In response to the rapid growth of digital assets, international regulators are increasing scrutiny to address emerging financial crime risks. The Financial Action Task Force (FATF), a global body responsible for developing policies to combat money laundering and terrorist financing, has expanded its standards to include virtual assets and virtual asset service providers (VASPs). This includes cryptocurrency exchanges and custodial wallet providers.
FATF standards require governments to impose obligations similar to those placed on traditional financial institutions, which encompass customer due diligence, record keeping, suspicious transaction reporting, and ongoing transaction monitoring. The introduction of the “travel rule” mandates VASPs to collect and transmit key information about the originators and beneficiaries of transactions. Such measures aim to prevent financial crime as the use of stablecoins in cross-border finance becomes more prevalent.
Despite these efforts, the implementation of FATF standards has not been uniform. Assessments reveal that roughly three-quarters of jurisdictions remain partially compliant or entirely non-compliant with these regulations. A critical concern is the lag in the adoption of the travel rule; surveys show that more than half of jurisdictions have not made significant progress in implementing this requirement, and even where laws exist, enforcement remains weak.
A recent survey across 143 global markets indicates that less than 45 percent of countries have adopted FATF standards for digital assets, with only 5 percent imposing outright bans. This creates a significant loophole, allowing cryptocurrency and stablecoin transactions to flow freely to about half of the world’s countries without necessary financial crime checks.
This issue extends beyond developing nations; even in established markets, financial crime measures are becoming stricter. The European Union has long had measures to combat financial crime, yet these are subject to national transposition, leading to inconsistent implementation across member states. Recognizing this challenge, the EU is moving towards a more harmonized and centralized AML framework.
The EU AML and CFT Framework
The EU has recently initiated one of the most significant reforms of its AML and CFT framework in over a decade. Proposed by the European Commission in 2021 and adopted by the European Parliament and Council in 2024, this legislative package aims to enhance the EU’s capabilities to detect, prevent, and investigate financial crime. Key components include a new Anti-Money Laundering Regulation (AMLR), the Sixth Anti-Money Laundering Directive (AMLD6), and the establishment of a new European supervisory authority, the Authority for Anti-Money Laundering and Countering the Financing of Terrorism (AMLA).

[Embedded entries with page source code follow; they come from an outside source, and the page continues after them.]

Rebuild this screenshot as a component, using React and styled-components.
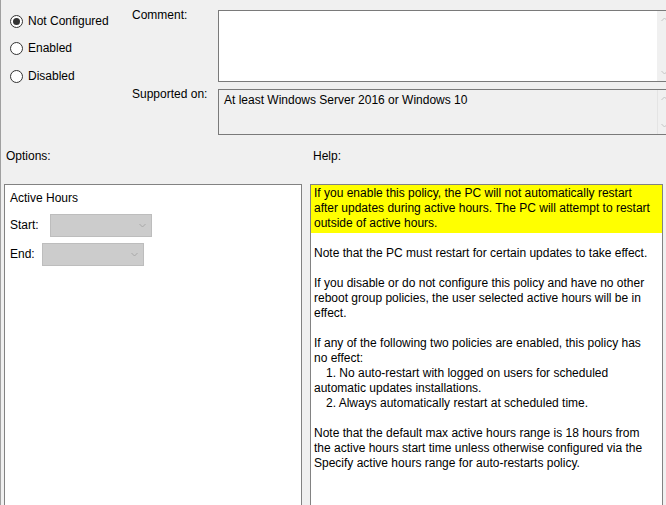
import React from "react";
import styled, { createGlobalStyle } from "styled-components";

const GlobalStyle = createGlobalStyle`
  html, body { margin: 0; padding: 0; background: #f0f0f0; }
  * { box-sizing: border-box; }
`;

const Window = styled.div`
  width: 666px;
  height: 505px;
  overflow: hidden;
  background: #f0f0f0;
  box-shadow: inset 1px 0 0 #a0a0a0;
  font-family: "Liberation Sans", Arial, sans-serif;
  font-size: 12px;
  line-height: 15px;
  color: #000;
`;

const Top = styled.div`
  display: flex;
  padding-top: 10px;
`;

const RadioGroup = styled.div`
  flex-shrink: 0;
  width: 132px;
  padding: 3.5px 0 0 10px;
  display: flex;
  flex-direction: column;
  gap: 12.5px;
`;

const RadioRow = styled.label`
  display: flex;
  align-items: center;
  gap: 5px;
  height: 15px;
  white-space: nowrap;
`;

const RadioCircle = styled.span`
  width: 13px;
  height: 13px;
  border-radius: 50%;
  border: 1px solid #333;
  background: #fff;
  display: flex;
  align-items: center;
  justify-content: center;
  &::after {
    content: "";
    width: 7px;
    height: 7px;
    border-radius: 50%;
    background: ${(p) => (p.checked ? "#333" : "transparent")};
  }
`;

const FieldGrid = styled.div`
  flex-shrink: 0;
  display: grid;
  grid-template-columns: 86px 457px;
  grid-template-rows: 72px 46px;
  row-gap: 7px;
`;

const FieldLabel = styled.div`
  margin-top: -2.5px;
  white-space: nowrap;
`;

const FieldBox = styled.div`
  display: flex;
  border: 1px solid #7a7a7a;
  background: ${(p) => (p.readOnly ? "#f0f0f0" : "#fff")};
`;

const FieldText = styled.div`
  flex: 1;
  padding: 3px 5px;
`;

const ScrollTrack = styled.div`
  width: 17px;
  background: #f0f0f0;
  border-left: 1px solid ${(p) => (p.readOnly ? "#e4e4e4" : "#f0f0f0")};
  display: flex;
  flex-direction: column;
  justify-content: space-between;
  padding: 6px 0 6px 3px;
`;

const SectionLabels = styled.div`
  display: grid;
  grid-template-columns: 298px 353px;
  column-gap: 8px;
  margin: 13.5px 0 20.5px 4px;
`;

const SectionLabel = styled.div`
  padding-left: ${(p) => p.indent}px;
`;

const Panels = styled.div`
  display: grid;
  grid-template-columns: 298px 353px;
  column-gap: 8px;
  margin-left: 4px;
  height: 340px;
`;

const Panel = styled.div`
  background: #fff;
  border: 1px solid #828282;
`;

const OptionsBody = styled.div`
  padding: 6px 5px;
`;

const OptionRow = styled.div`
  display: flex;
  align-items: center;
  margin-top: ${(p) => p.top}px;
`;

const OptionLabel = styled.span`
  width: ${(p) => p.width}px;
`;

const Select = styled.div`
  width: 102px;
  height: 23px;
  background: #cccccc;
  border: 1px solid #bdbdbd;
  display: flex;
  align-items: center;
  justify-content: flex-end;
  padding-right: 5px;
`;

const Highlight = styled.div`
  background: #ffff00;
  padding: 1px 3px 2px;
`;

const Paragraph = styled.div`
  padding: 0 3px;
  margin-top: ${(p) => (p.first ? 13 : 15)}px;
`;

const Line = styled.div`
  white-space: nowrap;
  padding-left: ${(p) => (p.indent ? 12 : 0)}px;
`;

const Chevron = ({ down, color = "#c4c4c4", w = 7 }) => (
  <svg width={w} height="5" viewBox="0 0 7 5">
    <path
      d={down ? "M0.5 1 L3.5 4 L6.5 1" : "M0.5 4 L3.5 1 L6.5 4"}
      fill="none"
      stroke={color}
      strokeWidth="1"
    />
  </svg>
);

const helpParagraphs = [
  [{ t: "Note that the PC must restart for certain updates to take effect." }],
  [
    { t: "If you disable or do not configure this policy and have no other" },
    { t: "reboot group policies, the user selected active hours will be in" },
    { t: "effect." },
  ],
  [
    { t: "If any of the following two policies are enabled, this policy has" },
    { t: "no effect:" },
    { t: "1. No auto-restart with logged on users for scheduled", indent: true },
    { t: "automatic updates installations." },
    { t: "2. Always automatically restart at scheduled time.", indent: true },
  ],
  [
    { t: "Note that the default max active hours range is 18 hours from" },
    { t: "the active hours start time unless otherwise configured via the" },
    { t: "Specify active hours range for auto-restarts policy." },
  ],
];

export default function App() {
  return (
    <>
      <GlobalStyle />
      <Window>
        <Top>
          <RadioGroup>
            <RadioRow>
              <RadioCircle checked />
              Not Configured
            </RadioRow>
            <RadioRow>
              <RadioCircle />
              Enabled
            </RadioRow>
            <RadioRow>
              <RadioCircle />
              Disabled
            </RadioRow>
          </RadioGroup>
          <FieldGrid>
            <FieldLabel>Comment:</FieldLabel>
            <FieldBox>
              <FieldText />
              <ScrollTrack>
                <Chevron />
                <Chevron down />
              </ScrollTrack>
            </FieldBox>
            <FieldLabel>Supported on:</FieldLabel>
            <FieldBox readOnly>
              <FieldText>At least Windows Server 2016 or Windows 10</FieldText>
              <ScrollTrack readOnly>
                <Chevron />
                <Chevron down />
              </ScrollTrack>
            </FieldBox>
          </FieldGrid>
        </Top>

        <SectionLabels>
          <SectionLabel indent={2}>Options:</SectionLabel>
          <SectionLabel indent={3}>Help:</SectionLabel>
        </SectionLabels>

        <Panels>
          <Panel>
            <OptionsBody>
              <div>Active Hours</div>
              <OptionRow top={7.5}>
                <OptionLabel width={40}>Start:</OptionLabel>
                <Select>
                  <Chevron down color="#a8a8a8" />
                </Select>
              </OptionRow>
              <OptionRow top={6}>
                <OptionLabel width={32}>End:</OptionLabel>
                <Select>
                  <Chevron down color="#a8a8a8" />
                </Select>
              </OptionRow>
            </OptionsBody>
          </Panel>
          <Panel>
            <Highlight>
              <Line>If you enable this policy, the PC will not automatically restart</Line>
              <Line>after updates during active hours. The PC will attempt to restart</Line>
              <Line>outside of active hours.</Line>
            </Highlight>
            {helpParagraphs.map((para, i) => (
              <Paragraph key={i} first={i === 0}>
                {para.map((l, j) => (
                  <Line key={j} indent={l.indent}>
                    {l.t}
                  </Line>
                ))}
              </Paragraph>
            ))}
          </Panel>
        </Panels>
      </Window>
    </>
  );
}
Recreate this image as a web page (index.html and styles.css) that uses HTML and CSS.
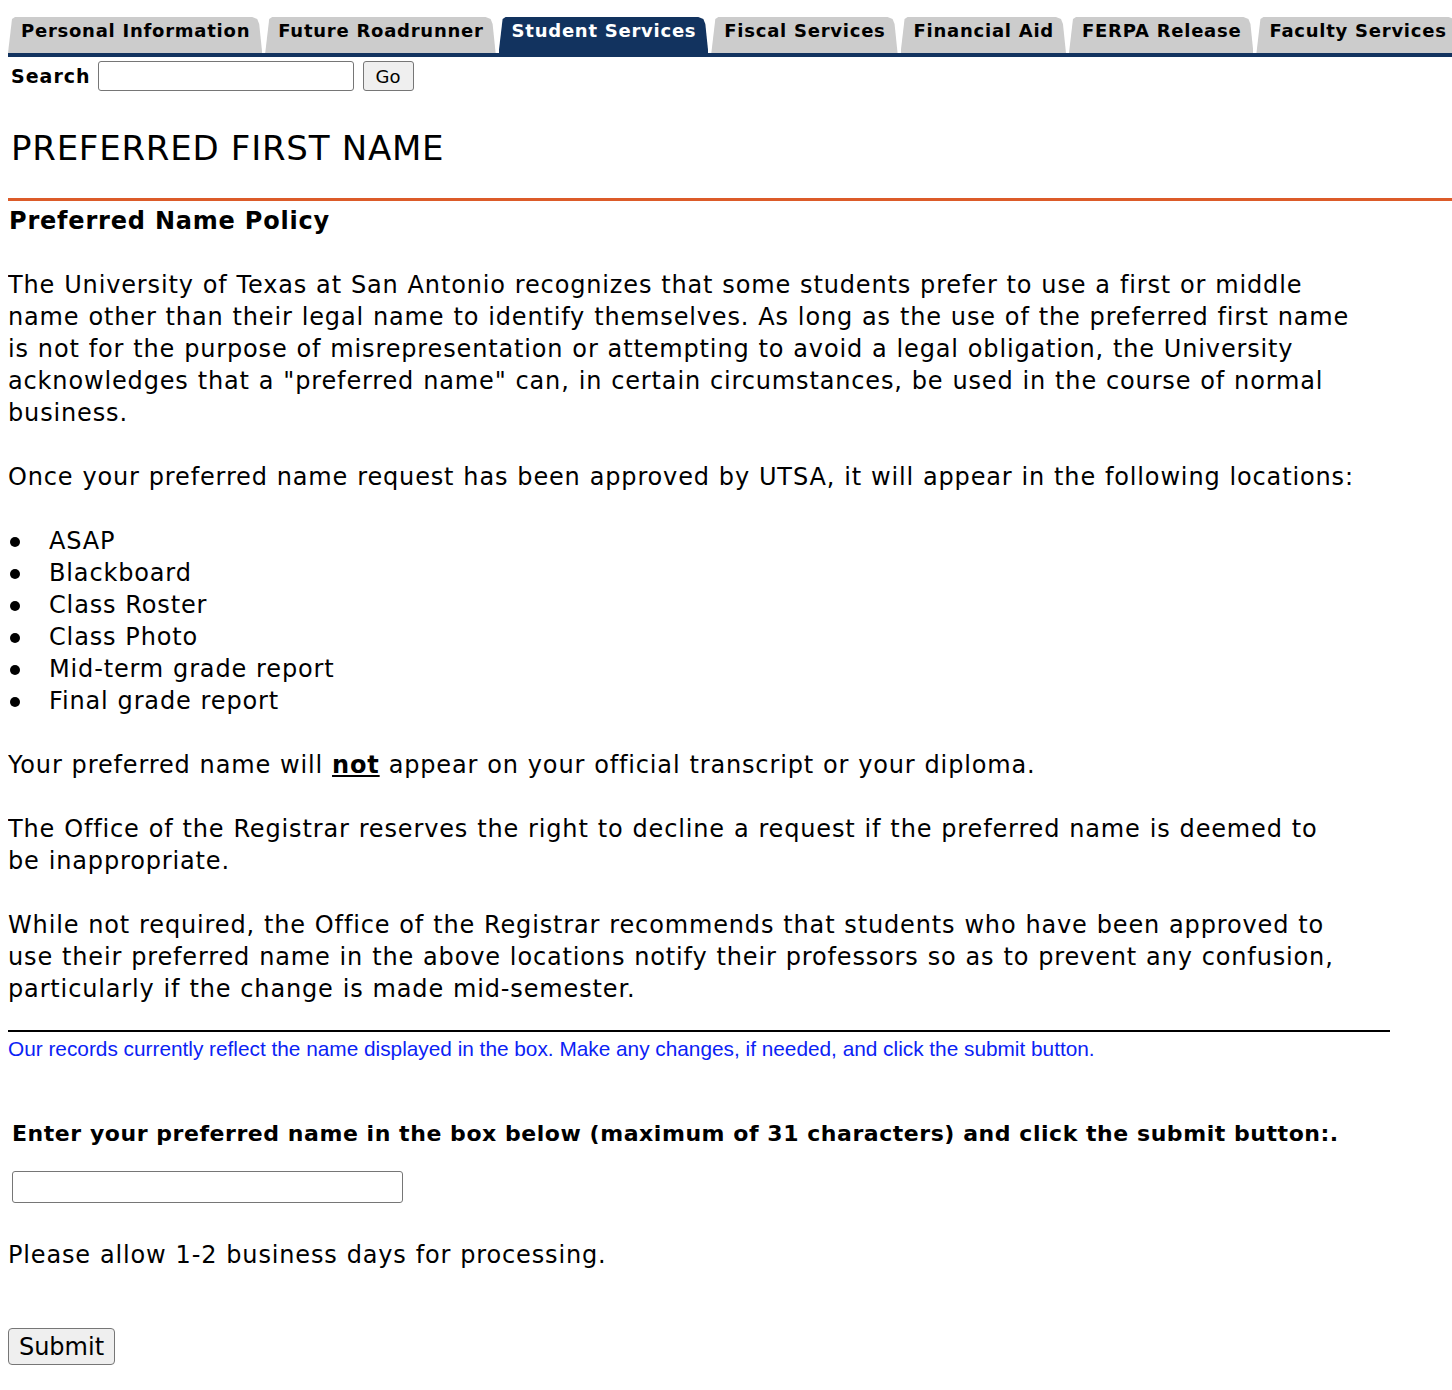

The AMLR, which is directly applicable across member states, ensures harmonization of standards, creating a “single rulebook” for AML compliance. It establishes rules for customer due diligence, beneficial ownership transparency, and compliance obligations for covered entities. Meanwhile, the AMLD6 will replace Directive 2015/849/EU and address national supervisory responsibilities and institutional issues within the EU AML framework.
Headquartered in Frankfurt, the AMLA will oversee high-risk institutions across member states, facilitating information sharing and ensuring consistent enforcement of AML standards throughout the EU. With significant investigatory and enforcement powers, the AMLA aims to strengthen oversight in a financial landscape increasingly susceptible to cross-border criminal activity.
The reforms will also extend AML obligations to additional sectors identified as vulnerable to financial crime, including parts of the virtual asset sector and certain professional service providers. Enhanced customer due diligence, greater transparency in beneficial ownership, and stricter monitoring will apply to these sectors. The implementation of the FATF’s travel rule into EU law aims to reduce anonymity and opacity, which often facilitate illicit financial activities.
In conclusion, the EU’s overhaul of its AML framework underscores a broader concern regarding the sophistication and scale of financial crime. High-profile money laundering scandals have exposed weaknesses in national supervision and cross-border coordination. As digital assets proliferate, the EU’s introduction of a harmonized regulatory framework seeks to modernize its AML regime, helping to safeguard the integrity of its financial system against emerging threats.